Atkins, Hankey and a team of assembled meteorite hunters set out to try to find where the fireball might have landed.
"It was in the Osceola National Forest, approximately halfway between Sanderson and Lake City,” Atkins said. “It was out in the swamp. In fact, it was so swampy, five out of the six stones were actually found in the roads, because the prospect of hunting in the swamp is not good."
The conditions were less than ideal for meteorite hunting. The vast, dense, swampy forest camouflaged the small meteorites the team was hunting for. Making their way through the forest was beyond tough, too.
Atkins said the team saw cottonmouth snakes, bear tracks and was constantly battling insects like spiders and ticks.
“You've got to have a little bit of crazy to walk around deserts and swamps for weeks and weeks to find them, so it's very difficult to find them," Atkins said.
MORE: Mike Hankey's blog about meteorite discovery
Florida's moisture, salt air, humidity and dense vegetation with regular rain make the chance of finding a meteorite even less likely.
To find a "witnessed fall" like this is a very rare event. Usually when a witnessed fall is recovered, it's because it landed in a city environment or a populated area. Those meteorites are found right away, typically after they hit a car or a house and somebody walks out and finds them on the sidewalk.
"This particular meteorite was exceptionally difficult to recover because there were no people out there. It was in the forest,” Atkins said. “All we had was the radar data to go by, so it's still a needle in a thousand haystacks to find a single stone. Florida is kind of an inhospitable place. It's probably one of the worst places in this country to look for a meteorite. When meteorites reach Earth, it's a very hostile environment. They immediately start to terrestrialize when they hit the Earth.
“Here in Florida you have all this moisture and salty air, and humidity, etc, so these stones, they hit the ground, they punch in, and then you get a couple of rains, and they just go deeper,” he said. “Then the plants grow up and the leaves fall, etc., and they're gone. It's just over, so we got very lucky. We were very fortunate to find these six rocks. All of them were buried, except for one, and when I say buried, I mean level with the ground -- just the surface of them were sticking out."
The team found six meteorites over the course of a few weeks of intensive and challenging searching.
"Florida right now had five meteorites, prior to this one, so I think this one makes six, but prior to this one there was only one witnessed fall. It was in Orlando. Only one stone was recovered, and it hit an object,” Atkins said. “It either hit a house or a car or something like that, so that stone was recovered, so that was Florida's only witnessed fall. This is the second witnessed fall to be recovered in the state of Florida, and it was actually the only witnessed fall in Florida that was recovered by meteorite hunters versus just happenstance or hitting a car or something like that.”

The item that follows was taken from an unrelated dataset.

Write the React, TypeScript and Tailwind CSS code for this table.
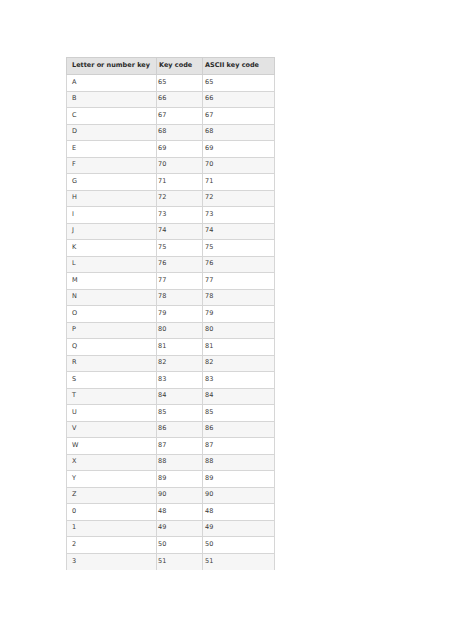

Atkins said that after making the exciting discovery, a piece was immediately sent off to UCLA.
“There's a number of universities that can do the work,” Atkins said. “UCLA is one of the universities that I use. Once it gets there, Dr. Allen Rubin will do a classification. He will cut the stone. He's going to make a thin section, they are going to put it in a microprobe, and they are going to analyze it and find out what it's made of, and then they are going to basically classify it. They are going to put it in a box so to speak, say, 'This is an L Chondrite' or 'This is an H Chondrite,' etc."
Finding a meteorite is rare on a global scale, as well.
"This meteorite originated in the asteroid belt between Mars and Jupiter,” Atkins said. “I couldn't tell you how many miles it is, but I know it's quite a few million miles, so it's a long way away. It's been flying around out there for 4.56 billion years, and something has knocked it out of its orbit, so then it was put into an Earth-crossing orbit, so the Earth's going around the sun and this thing's doing what it's doing and eventually they meet up, and it comes in as a bright fireball and it's approximately the size of a car or truck. This particular one was a very large, daytime fireball. That's rare. This was witnessed in the daytime by hundreds, thousands of people actually. That implies that it was a very large body to be seen in the daylight."
Atkins' lifelong passion for exploring turned into meteorite hunting in the late '90s. He gives educational presentations to children and other groups, giving people the once-in-a-lifetime chance to hold a piece of the moon, Mars and meteorites from the asteroid belt.
Atkins said he loves giving the presentations.
"I would like for people to know what this actually represents. What this is is the original material that our solar system is made of,” he said. “So basically what you have here is 4.56 billion-year-old virgin material that has never been through the geological processes that we are familiar with here on Earth, so that's what's special about this. When you hold this you are holding the beginning of our solar system. There's nothing else rarer."